-- Start --
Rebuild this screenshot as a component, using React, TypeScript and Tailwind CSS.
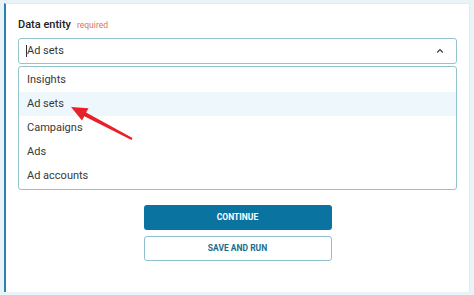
const options = ["Insights", "Ad sets", "Campaigns", "Ads", "Ad accounts"];

export default function App() {
  return (
    <div
      className="relative w-[474px] h-[295px] bg-[#eaf3f7] overflow-hidden"
      style={{ fontFamily: "Roboto, 'Noto Sans', sans-serif" }}
    >
      <div className="ml-1 mt-[3px] w-[466px] h-[289px] bg-white border-t border-t-[#e6e9eb] border-l-2 border-l-[#2a82ad] border-r border-r-[#e3eaee] pl-3 pr-3 pt-[13px] flex flex-col">
        <div className="flex items-baseline gap-[6px] h-4">
          <span className="text-[11px] font-medium text-[#222]">Data entity</span>
          <span className="text-[8.5px] text-[#e0705f]">required</span>
        </div>

        <div className="mt-[5px] h-[26px] border border-[#93c4cd] rounded-[3px] flex items-center pl-[7px] pr-3 bg-white">
          <span className="w-px h-[12px] bg-[#333]" />
          <span className="text-[11px] text-[#383838]">Ad sets</span>
          <svg className="ml-auto" width="8" height="6" viewBox="0 0 8 6">
            <path d="M1.2 4.5 L4 1.6 L6.8 4.5" fill="none" stroke="#444" strokeWidth="1.3" />
          </svg>
        </div>

        <div className="mt-[2px] border border-[#93c4cd] rounded-[3px] py-[1px] flex flex-col">
          {options.map((o) => (
            <div
              key={o}
              className={`h-6 flex items-center pl-2 text-[11px] text-[#383838] ${
                o === "Ad sets" ? "bg-[#eef8fc]" : ""
              }`}
            >
              {o}
            </div>
          ))}
        </div>

        <div className="mt-[15px] flex flex-col items-center gap-[6px]">
          <button className="w-[188px] h-[25px] rounded-[3px] bg-[#0b73a0] text-white text-[8.5px] font-bold">
            CONTINUE
          </button>
          <button className="w-[188px] h-[25px] rounded-[3px] bg-white border border-[#8dbfcc] text-[#1d6c8c] text-[8.5px] font-bold">
            SAVE AND RUN
          </button>
        </div>
      </div>

      <svg className="absolute left-0 top-0" width="474" height="295" viewBox="0 0 474 295">
        <polygon
          points="71,107 88.5,108.2 86.1,112.6 132.5,138.1 131.5,139.9 84.3,116.2 82,120.6"
          fill="#e8202a"
        />
      </svg>
    </div>
  );
}
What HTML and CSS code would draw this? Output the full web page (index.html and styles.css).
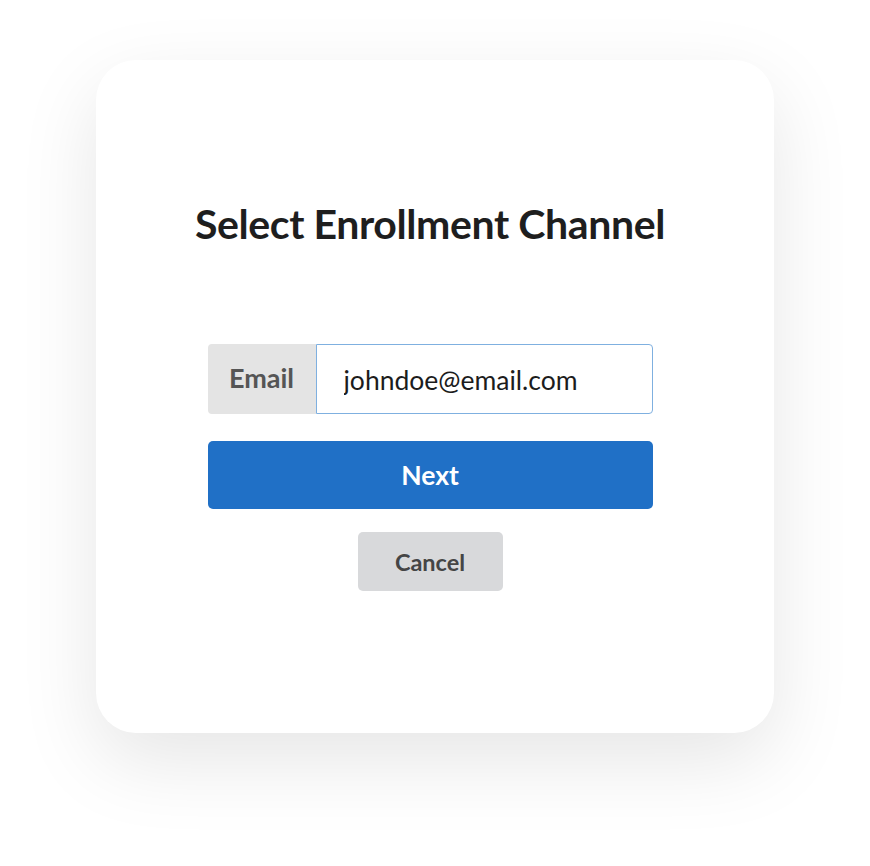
FILE: index.html
```html
<!DOCTYPE html>
<html lang="en">
  <head>
    <meta charset="UTF-8" />
    <meta name="viewport" content="width=device-width, initial-scale=1.0" />
    <title>Select Enrollment Channel</title>
    <link rel="stylesheet" href="styles.css">
  </head>
  <body>
    <div class="card">
      <h1>Select Enrollment Channel</h1>

      <form class="enroll-form">
        <div class="input-group">
          <label class="input-label" for="email">Email</label>
          <input class="input-field" id="email" type="email" value="johndoe@email.com" />
        </div>
        <button type="submit" class="btn-next">Next</button>
        <button type="button" class="btn-cancel">Cancel</button>
      </form>
    </div>
  </body>
</html>
```

FILE: styles.css
```css
body {
  font-family: Lato, "Noto Sans", sans-serif;
  margin: 0;
  padding: 60px 0 0 96px;
  min-height: 866px;
  box-sizing: border-box;
  background-color: #fff;
}

.card {
  box-sizing: border-box;
  width: 678px;
  height: 673px;
  padding: 136px 0 0 0;
  background-color: #fff;
  border-radius: 40px;
  box-shadow: 0 28px 80px rgba(0, 0, 0, 0.1);
  display: flex;
  flex-direction: column;
  align-items: center;
}

h1 {
  margin: 0 10px 0 0;
  font-size: 41px;
  font-weight: 700;
  line-height: 56px;
  color: #1e1e1e;
  letter-spacing: -0.4px;
}

.enroll-form {
  margin: 92px 10px 0 0;
  width: 445px;
  display: flex;
  flex-direction: column;
  align-items: center;
}

.input-group {
  display: flex;
  width: 100%;
  height: 70px;
}

.input-label {
  width: 108px;
  display: flex;
  align-items: center;
  justify-content: center;
  padding-bottom: 4px;
  box-sizing: border-box;
  background-color: #e4e4e4;
  border-radius: 4px 0 0 4px;
  color: #555;
  font-size: 27px;
  font-weight: 700;
}

.input-field {
  flex: 1;
  min-width: 0;
  box-sizing: border-box;
  height: 70px;
  padding: 2px 0 0 27px;
  border: 1px solid #7fb0e0;
  border-radius: 0 4px 4px 0;
  font-family: Lato, "Noto Sans", sans-serif;
  font-size: 26.5px;
  color: #1c1c1c;
  outline: none;
}

.btn-next {
  margin-top: 27px;
  width: 100%;
  height: 68px;
  border: none;
  border-radius: 5px;
  background-color: #2070c6;
  color: #fff;
  font-family: Lato, "Noto Sans", sans-serif;
  font-size: 26.5px;
  font-weight: 700;
}

.btn-cancel {
  margin-top: 23px;
  width: 145px;
  height: 59px;
  border: none;
  border-radius: 5px;
  background-color: #d8d9db;
  color: #454545;
  font-family: Lato, "Noto Sans", sans-serif;
  font-size: 23.5px;
  font-weight: 700;
}
```
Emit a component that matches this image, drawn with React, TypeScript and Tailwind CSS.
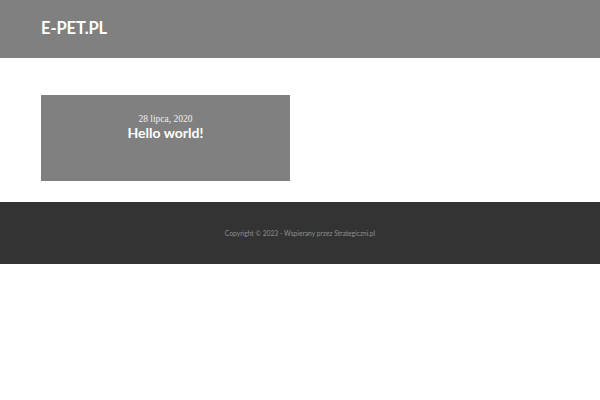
export default function App() {
  return (
    <div className="min-h-[400px] bg-white font-['Lato','Liberation_Sans',sans-serif]">
      <header className="h-[58px] bg-[#808080] px-[41px] flex items-center">
        <a className="text-[16.5px] font-bold text-white tracking-[-0.1px] leading-none pb-[1px]">E-PET.PL</a>
      </header>

      <main className="px-[41px] pt-[37px] pb-[21px]">
        <div className="w-[249px] h-[86px] bg-[#808080] flex flex-col items-center pt-[18px]">
          <p className="text-[9.5px] leading-[12px] text-[#eeeeee] font-['Liberation_Serif',serif]">28 lipca, 2020</p>
          <h2 className="text-[14px] font-bold text-white leading-[16px] mt-0">Hello world!</h2>
        </div>
      </main>

      <footer className="h-[62px] bg-[#333333] flex items-center justify-center">
        <p className="text-[6.7px] text-[#8f8f8f]">Copyright © 2023 - Wspierany przez Strategiczni.pl</p>
      </footer>
    </div>
  )
}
-- End --
TASK DETAILS> Without the pictures, write out all of the material exactly.

RESPONSE>
Rebuild this screenshot as a component, using React, TypeScript and Tailwind CSS.
const options = ["Insights", "Ad sets", "Campaigns", "Ads", "Ad accounts"];

export default function App() {
  return (
    <div
      className="relative w-[474px] h-[295px] bg-[#eaf3f7] overflow-hidden"
      style={{ fontFamily: "Roboto, 'Noto Sans', sans-serif" }}
    >
      <div className="ml-1 mt-[3px] w-[466px] h-[289px] bg-white border-t border-t-[#e6e9eb] border-l-2 border-l-[#2a82ad] border-r border-r-[#e3eaee] pl-3 pr-3 pt-[13px] flex flex-col">
        <div className="flex items-baseline gap-[6px] h-4">
          <span className="text-[11px] font-medium text-[#222]">Data entity</span>
          <span className="text-[8.5px] text-[#e0705f]">required</span>
        </div>

        <div className="mt-[5px] h-[26px] border border-[#93c4cd] rounded-[3px] flex items-center pl-[7px] pr-3 bg-white">
          <span className="w-px h-[12px] bg-[#333]" />
          <span className="text-[11px] text-[#383838]">Ad sets</span>
          <svg className="ml-auto" width="8" height="6" viewBox="0 0 8 6">
            <path d="M1.2 4.5 L4 1.6 L6.8 4.5" fill="none" stroke="#444" strokeWidth="1.3" />
          </svg>
        </div>

        <div className="mt-[2px] border border-[#93c4cd] rounded-[3px] py-[1px] flex flex-col">
          {options.map((o) => (
            <div
              key={o}
              className={`h-6 flex items-center pl-2 text-[11px] text-[#383838] ${
                o === "Ad sets" ? "bg-[#eef8fc]" : ""
              }`}
            >
              {o}
            </div>
          ))}
        </div>

        <div className="mt-[15px] flex flex-col items-center gap-[6px]">
          <button className="w-[188px] h-[25px] rounded-[3px] bg-[#0b73a0] text-white text-[8.5px] font-bold">
            CONTINUE
          </button>
          <button className="w-[188px] h-[25px] rounded-[3px] bg-white border border-[#8dbfcc] text-[#1d6c8c] text-[8.5px] font-bold">
            SAVE AND RUN
          </button>
        </div>
      </div>

      <svg className="absolute left-0 top-0" width="474" height="295" viewBox="0 0 474 295">
        <polygon
          points="71,107 88.5,108.2 86.1,112.6 132.5,138.1 131.5,139.9 84.3,116.2 82,120.6"
          fill="#e8202a"
        />
      </svg>
    </div>
  );
}
What HTML and CSS code would draw this? Output the full web page (index.html and styles.css).
FILE: index.html
```html
<!DOCTYPE html>
<html lang="en">
  <head>
    <meta charset="UTF-8" />
    <meta name="viewport" content="width=device-width, initial-scale=1.0" />
    <title>Select Enrollment Channel</title>
    <link rel="stylesheet" href="styles.css">
  </head>
  <body>
    <div class="card">
      <h1>Select Enrollment Channel</h1>

      <form class="enroll-form">
        <div class="input-group">
          <label class="input-label" for="email">Email</label>
          <input class="input-field" id="email" type="email" value="johndoe@email.com" />
        </div>
        <button type="submit" class="btn-next">Next</button>
        <button type="button" class="btn-cancel">Cancel</button>
      </form>
    </div>
  </body>
</html>
```

FILE: styles.css
```css
body {
  font-family: Lato, "Noto Sans", sans-serif;
  margin: 0;
  padding: 60px 0 0 96px;
  min-height: 866px;
  box-sizing: border-box;
  background-color: #fff;
}

.card {
  box-sizing: border-box;
  width: 678px;
  height: 673px;
  padding: 136px 0 0 0;
  background-color: #fff;
  border-radius: 40px;
  box-shadow: 0 28px 80px rgba(0, 0, 0, 0.1);
  display: flex;
  flex-direction: column;
  align-items: center;
}

h1 {
  margin: 0 10px 0 0;
  font-size: 41px;
  font-weight: 700;
  line-height: 56px;
  color: #1e1e1e;
  letter-spacing: -0.4px;
}

.enroll-form {
  margin: 92px 10px 0 0;
  width: 445px;
  display: flex;
  flex-direction: column;
  align-items: center;
}

.input-group {
  display: flex;
  width: 100%;
  height: 70px;
}

.input-label {
  width: 108px;
  display: flex;
  align-items: center;
  justify-content: center;
  padding-bottom: 4px;
  box-sizing: border-box;
  background-color: #e4e4e4;
  border-radius: 4px 0 0 4px;
  color: #555;
  font-size: 27px;
  font-weight: 700;
}

.input-field {
  flex: 1;
  min-width: 0;
  box-sizing: border-box;
  height: 70px;
  padding: 2px 0 0 27px;
  border: 1px solid #7fb0e0;
  border-radius: 0 4px 4px 0;
  font-family: Lato, "Noto Sans", sans-serif;
  font-size: 26.5px;
  color: #1c1c1c;
  outline: none;
}

.btn-next {
  margin-top: 27px;
  width: 100%;
  height: 68px;
  border: none;
  border-radius: 5px;
  background-color: #2070c6;
  color: #fff;
  font-family: Lato, "Noto Sans", sans-serif;
  font-size: 26.5px;
  font-weight: 700;
}

.btn-cancel {
  margin-top: 23px;
  width: 145px;
  height: 59px;
  border: none;
  border-radius: 5px;
  background-color: #d8d9db;
  color: #454545;
  font-family: Lato, "Noto Sans", sans-serif;
  font-size: 23.5px;
  font-weight: 700;
}
```
Emit a component that matches this image, drawn with React, TypeScript and Tailwind CSS.
export default function App() {
  return (
    <div className="min-h-[400px] bg-white font-['Lato','Liberation_Sans',sans-serif]">
      <header className="h-[58px] bg-[#808080] px-[41px] flex items-center">
        <a className="text-[16.5px] font-bold text-white tracking-[-0.1px] leading-none pb-[1px]">E-PET.PL</a>
      </header>

      <main className="px-[41px] pt-[37px] pb-[21px]">
        <div className="w-[249px] h-[86px] bg-[#808080] flex flex-col items-center pt-[18px]">
          <p className="text-[9.5px] leading-[12px] text-[#eeeeee] font-['Liberation_Serif',serif]">28 lipca, 2020</p>
          <h2 className="text-[14px] font-bold text-white leading-[16px] mt-0">Hello world!</h2>
        </div>
      </main>

      <footer className="h-[62px] bg-[#333333] flex items-center justify-center">
        <p className="text-[6.7px] text-[#8f8f8f]">Copyright © 2023 - Wspierany przez Strategiczni.pl</p>
      </footer>
    </div>
  )
}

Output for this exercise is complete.